Characteristics, structure, and dynamics 
In the 20th century, a few states passed (or attempted to pass) nationality laws through efforts that share certain similarities. All took place in countries with at least one national minority that sought full equality in the state or in a territory that had become part of the state and in which it had lived for generations. Nationality laws were passed in societies that felt threatened by these minorities' aspirations of integration and demands for equality, resulting in regimes that turned xenophobia into major tropes. These laws were grounded in one ethnic identity, defined in contrast to the identity of the other, leading to persecution of and codified discrimination against minorities.

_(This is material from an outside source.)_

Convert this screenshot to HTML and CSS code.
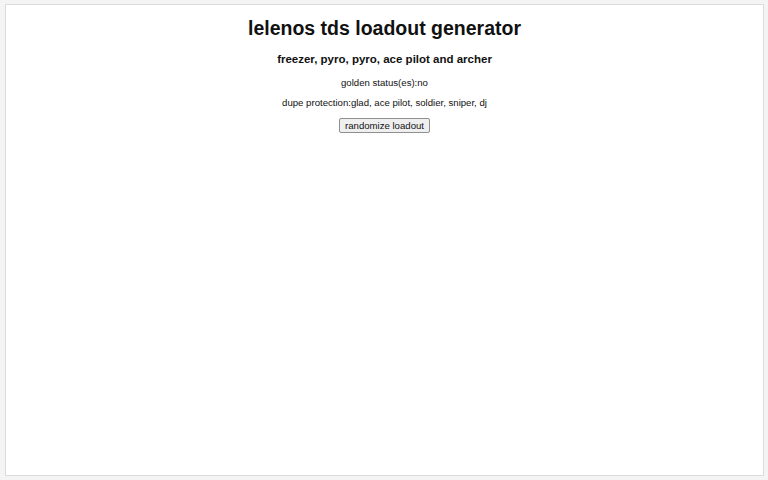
FILE: index.html
```html
<!DOCTYPE html>
<html lang="en">
<head>
    <meta charset="UTF-8">
    <title>lelenos tds loadout generator</title>
    <link rel="stylesheet" href="styles.css">
</head>
<body>
    <div class="container">
        <h1>lelenos tds loadout generator</h1>
        <h2 class="loadout">freezer, pyro, pyro, ace pilot and archer</h2>
        <p class="info">golden status(es):no</p>
        <p class="info">dupe protection:glad, ace pilot, soldier, sniper, dj</p>
        <button class="randomize-btn">randomize loadout</button>
    </div>
</body>
</html>
```

FILE: styles.css
```css
* {
    box-sizing: border-box;
}

html, body {
    height: 100%;
}

body {
    margin: 0;
    padding: 4px 4px 4px 5px;
    background: #f4f4f4;
    font-family: "Liberation Sans", Arial, sans-serif;
    color: #111;
}

.container {
    height: 100%;
    background: white;
    border: 1px solid #dcdcdc;
    text-align: center;
    padding-top: 12px;
}

h1 {
    font-size: 19.5px;
    line-height: 22px;
    margin: 0 0 14px;
}

.loadout {
    font-size: 11.5px;
    line-height: 13px;
    margin: 0 0 11px;
}

.info {
    font-size: 9.6px;
    line-height: 11px;
    margin: 0 0 9px;
}

.randomize-btn {
    vertical-align: top;
    margin-top: 1px;
    font-family: "Liberation Sans", Arial, sans-serif;
    font-size: 9.6px;
    line-height: 11px;
    height: 15px;
    padding: 0 5px;
    background: #efefef;
    color: #111;
    border: 1px solid #8f8f8f;
    border-radius: 2px;
}
```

Research shows that several spheres of control are vital for ethnocratic regimes, including of the armed forces, police, land administration, immigration and economic development. These powerful government instruments may ensure domination by the leading ethnic groups and the stratification of society into 'ethnoclasses' (exacerbated by 20th century capitalism's typically neo-liberal policies). Ethnocracies often manage to contain ethnic conflict in the short term by effective control over minorities and by effectively using the 'thin' procedural democratic façade. However, they tend to become unstable in the longer term, suffering from repeated conflict and crisis, which are resolved by either substantive democratization, partition, or regime devolution into consociational arrangements. Alternatively, ethnocracies that do not resolve their internal conflict may deteriorate into periods of long-term internal strife and the institutionalization of structural discrimination (such as apartheid).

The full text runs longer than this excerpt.